Your final question comes from Helane Becker - Jesup & Lamont.

Helane Becker - Jesup & Lamont Securities Corporation

The fare increases that have been in the press lately and that have been going into place over the last week or so, can you say how they have been received if they have been holding?

Thomas Horton

Helane, this is Tom, if you look at the third quarter of this year, seven of ten domestic increases were successful, and then if you look at the international environment, there have been a number of international fare increases, which were relatively similar to the actions that we saw in the second quarter of ’09, and a number of those were successful.

So there has been some pricing traction, there obviously needs to be a lot more, this industry cannot continue to price its product below what it cost to produce it, we got a price at a level where we can cover our input cost, and make a profit and a return on capital. So we got to get there, we are not there yet, but we have had some traction and I would hope that, the industry can get to a healthier place.

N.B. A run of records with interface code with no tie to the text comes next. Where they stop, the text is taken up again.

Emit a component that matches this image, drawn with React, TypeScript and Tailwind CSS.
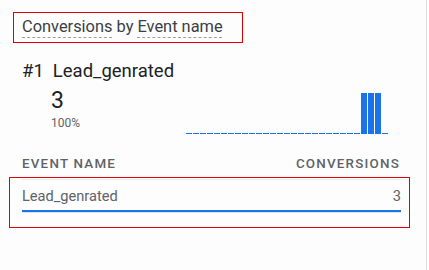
const bars = Array.from({ length: 29 }, (_, i) => (i >= 25 && i <= 27 ? 41 : 1));

export default function App() {
  return (
    <div className="h-[270px] w-[429px] bg-white font-['Roboto',sans-serif]">
      <div className="h-[270px] w-[427px] border-r border-[#dadce0] bg-[#fdfdfd] pt-[12px]">
        {/* Title, outlined in red */}
        <div className="ml-[13px] flex h-[31px] w-[230px] items-center border border-solid border-[#e00000] pl-[8px] pb-[2px]">
          <h2 className="text-[16.4px] leading-[20px] text-[#3c4043]">
            <span className="underline decoration-[#9aa0a6] decoration-dashed decoration-1 underline-offset-[5px]">
              Conversions
            </span>{" "}
            by{" "}
            <span className="underline decoration-[#9aa0a6] decoration-dashed decoration-1 underline-offset-[5px]">
              Event name
            </span>
          </h2>
        </div>

        {/* Top item */}
        <div className="mt-[16px] pl-[22px] pr-[28px]">
          <div className="flex items-baseline gap-[9px] text-[18.5px] leading-[24px] text-[#202124]">
            <span>#1</span>
            <span>Lead_genrated</span>
          </div>
          <div className="flex h-[47px] items-start">
            <div className="pl-[29px] pt-[4px]">
              <div className="text-[23px] leading-[28px] text-[#202124]">3</div>
              <div className="mt-[1px] text-[12px] leading-[14px] text-[#5f6368]">100%</div>
            </div>
            <div className="ml-[106px] mt-[9px] flex h-[42px] shrink-0 items-end gap-px">
              {bars.map((h, i) => (
                <div key={i} className="w-[6px] bg-[#1a73e8]" style={{ height: h }} />
              ))}
            </div>
          </div>
        </div>

        {/* Table */}
        <div className="mt-[26px] flex h-[16px] justify-between pl-[22px] pr-[27px] text-[13.4px] font-medium leading-[16px] tracking-[0.09em] text-[#5f6368]">
          <span>EVENT NAME</span>
          <span className="-mr-[1px]">CONVERSIONS</span>
        </div>
        <div className="ml-[9px] mt-[5px] h-[51px] w-[401px] border border-solid border-[#e00000] pl-[12px] pr-[8px] pt-[1px]">
          <div className="border-t border-[#e8eaed] pt-[7px]">
            <div className="flex h-[18px] justify-between text-[14.6px] leading-[18px] text-[#5f6368]">
              <span>Lead_genrated</span>
              <span>3</span>
            </div>
            <div className="mt-[5px] h-[3px] bg-[#d2e3fc]">
              <div className="mt-[1px] h-[2px] w-full bg-[#1a73e8]" />
            </div>
          </div>
        </div>
      </div>
    </div>
  );
}
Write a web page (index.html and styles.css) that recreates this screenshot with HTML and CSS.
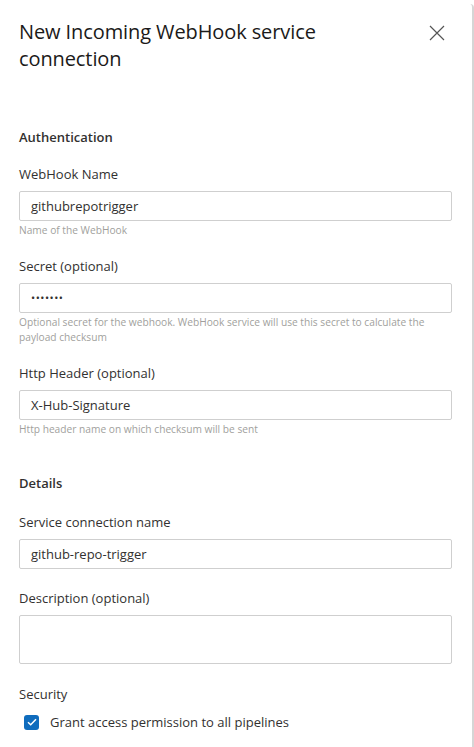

Helane Becker - Jesup & Lamont Securities Corporation

Okay, has there been a shift in your point of sale with the dollar being weaker?

Thomas Horton

I don’t think its been a meaningful shift, if you look at year-over-year yields, actually the effect of currency has had a negative impact on our unit revenues on the TransAtlantic because year-over-year there is actually a decline in the value of foreign currencies. That’s not we have been seeing recently, but that’s the net effect versus the year ago, and that’s had an effect more than a couple points on your revenues, but in terms of point of sale, I haven’t noticed a real change.


Ladies and gentlemen, members of the analyst and financial community, that does conclude your question-and-answer session for today. After a brief break we will begin the media Q-and-A session, one moment please.

Ladies and gentlemen thank you for your participation and for using AT&T executive teleconference. You may now disconnect.